Tim O'Reagan
Tim O'Reagan James Brown famously said, “Give the drummer some.”

And Tim O’Reagan proves how wise that advice can be.

Fans already know O’Reagan through his work with The Jayhawks, for whom he played drums and also wrote songs that were strong enough to find a place among those of bandleader Gary Louris.

But though his distinctive vocals earned him a place in their vocal tapestry, he stayed in the background, as drummers must do, a few yards from the action that transpired at the front of the stage.

Well, those days are over for O’Reagan, whose self-titled debut is not what you might expect from a drummer who’s stepping out on his own.

It is, for example, extraordinarily musical, beginning with the first track. “These Things” sets an immediate mood, with an accordion – not a zydeco blast but a French musette that might have been sampled in some Left Bank café. The rhythm sets in, ambling and strolling, with someone whistling absently in the background behind the lyrics, “I’m looking still” If you weren’t paying attention enough to notice the dark cast of the rest of the words, you’d think this was a lover’s wistful reverie.

Some of that has to do with O’Reagan’s singing. His style is conversational, understated, and richly emotional. It’s not hard to discern his influences, but in the end his voice is like none other. It is, in fact, a classic rock vehicle, harking back to Dylan, Lennon, even soul music of sixties vintage: melodic, aggressive when it needs to be, maybe a little sly and ironic, often haunting, ultimately unforgettable.

Then there are the songs. Think of them as prairie Americana, sweetened with a psychedelic sprinkle and treated now and then to a European vacation. Tendrils of melody weave through verses and explode in the choruses. They’re sharp too, many of them wrapping around hooks that aim for your ear and dig into your memory. Just check out “River Bends” and you’ll know what we mean: That line, “goodnight, desire,” would have sounded perfect coming through your AM radio on some steamy summer night back in the 70’s.

And, before we forget, he plays most of the instruments. A few guests, mainly friends in Minneapolis, do sit in (Jayhawks Gary Louris and Marc Perlman for instance) and do contribute to the mix. But most of the guitar, the bass, the keys, and of course the drums are pure O’Reagan.

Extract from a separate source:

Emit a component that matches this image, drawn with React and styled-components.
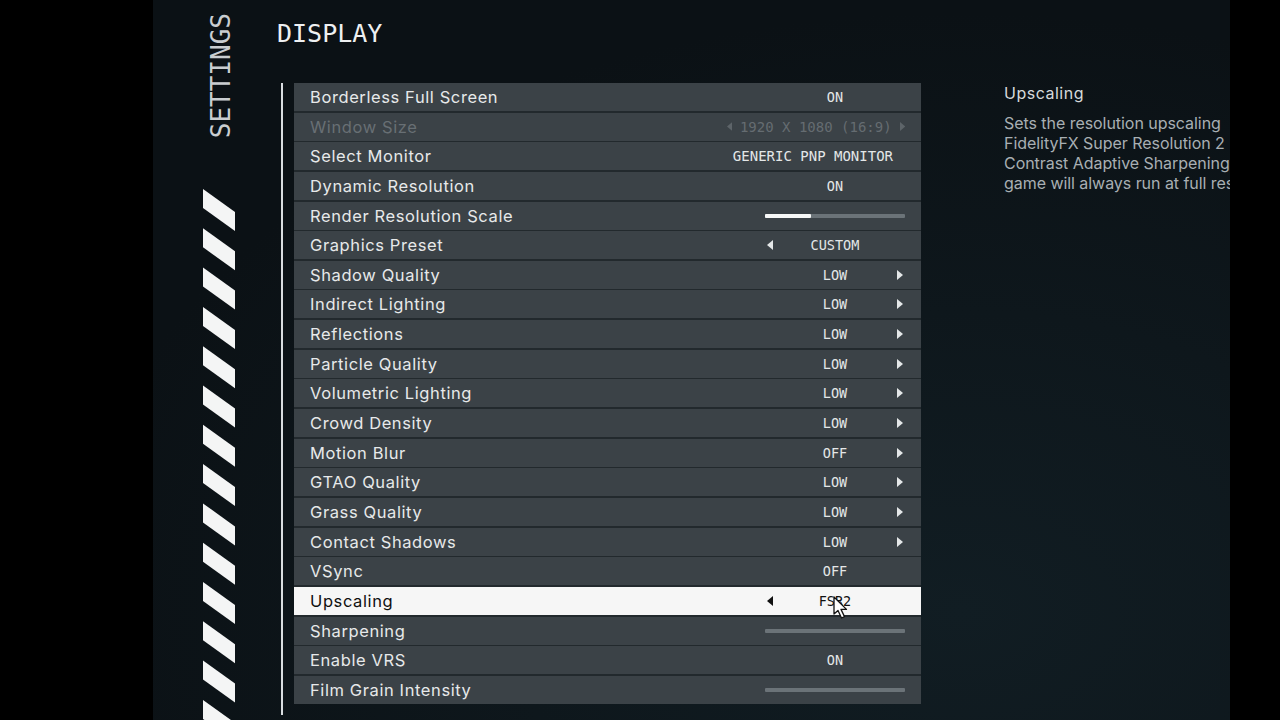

Not bad for a guy who used to hear music in terms of locking the kick drum to the bass line. But judging from Tim O’Reagan, something deeper was stirring even as he was breaking into music on the R&B circuit in Kansas City. Eventually he and his friend Todd Newman put a band together called the Leatherwoods and headed toward the Twin Cities.

They cut one album, Topeka Oratorio, co-produced by Paul Westerberg.

O’Reagan quickly found a foothold in the lively scene that centered on Minneapolis. After four years of playing with the Leatherwoods and others in Minneapolis Joe Henry recruited him for shows and sessions. “Playing and writing with Todd and then just being a part of the Minneapolis music community put me on the track of writing my own songs.

Then in 1996 O’Reagan joined The Jayhawks. For more than ten years the Minneapolis-based band had built its success on a foundation of brilliantly crafted original material. Their standards, in other words, were high, which made it especially impressive that they would include “Bottomless Cup” on O’Reagan’s first CD with the band, Sound of Lies. He started singing around that same time too, all of which got him thinking about doing a project of original music, on his own. “I got a rehearsal space lined up,” he remembers. “I got a little more time in my schedule. I got married to a great woman with great health insurance and that’s what allowed me to finally get to work on this.”

O’Reagan moved ahead at a comfortable pace. First he brought in John Woodland, a respected guitar tech in Minneapolis, to join him as co-producer. Then there were the players, who included Jayhawks alumni Louris, Perlman, Mark Olson and Karen Grotberg, former Son Volt bass player Jim Boquist, and bassist James “Hutch” Hutchinson from Bonnie Raitt’s band. Sessions were pretty loose: O’Reagan would usually show up at each musician’s house with his gear, set it up, and record wherever everybody felt most at ease.

Most of Tim O’Reagan, though, is Tim O’Reagan. Over the space of about a year and a half he laid down the majority of these tracks on his own. After letting them sit for a while, he’d often come back and tweak them a bit, sometimes far beyond their initial form. “I’ve got four or five versions of some of them,” he says. “I think ‘River Bends’ went through about 50 transformations in tempo, feel, and melody. Consequently, there are three other versions that I could easily turn into other songs.”

But that’s for another project, on another day. For now, thanks to Tim O’Reagan, even those who admire his contributions to The Jayhawks will be caught off guard by the gifts he’s been nurturing, more or less in secret.

In fact, you can forget – for now, at least – that “give the drummer some” idea. O’Reagan – a romantic, a philosopher, a wry observer of life’s oddities, an artist who is here to stay, and sure, a drummer too – gets his due on Tim O’Reagan, on his own terms.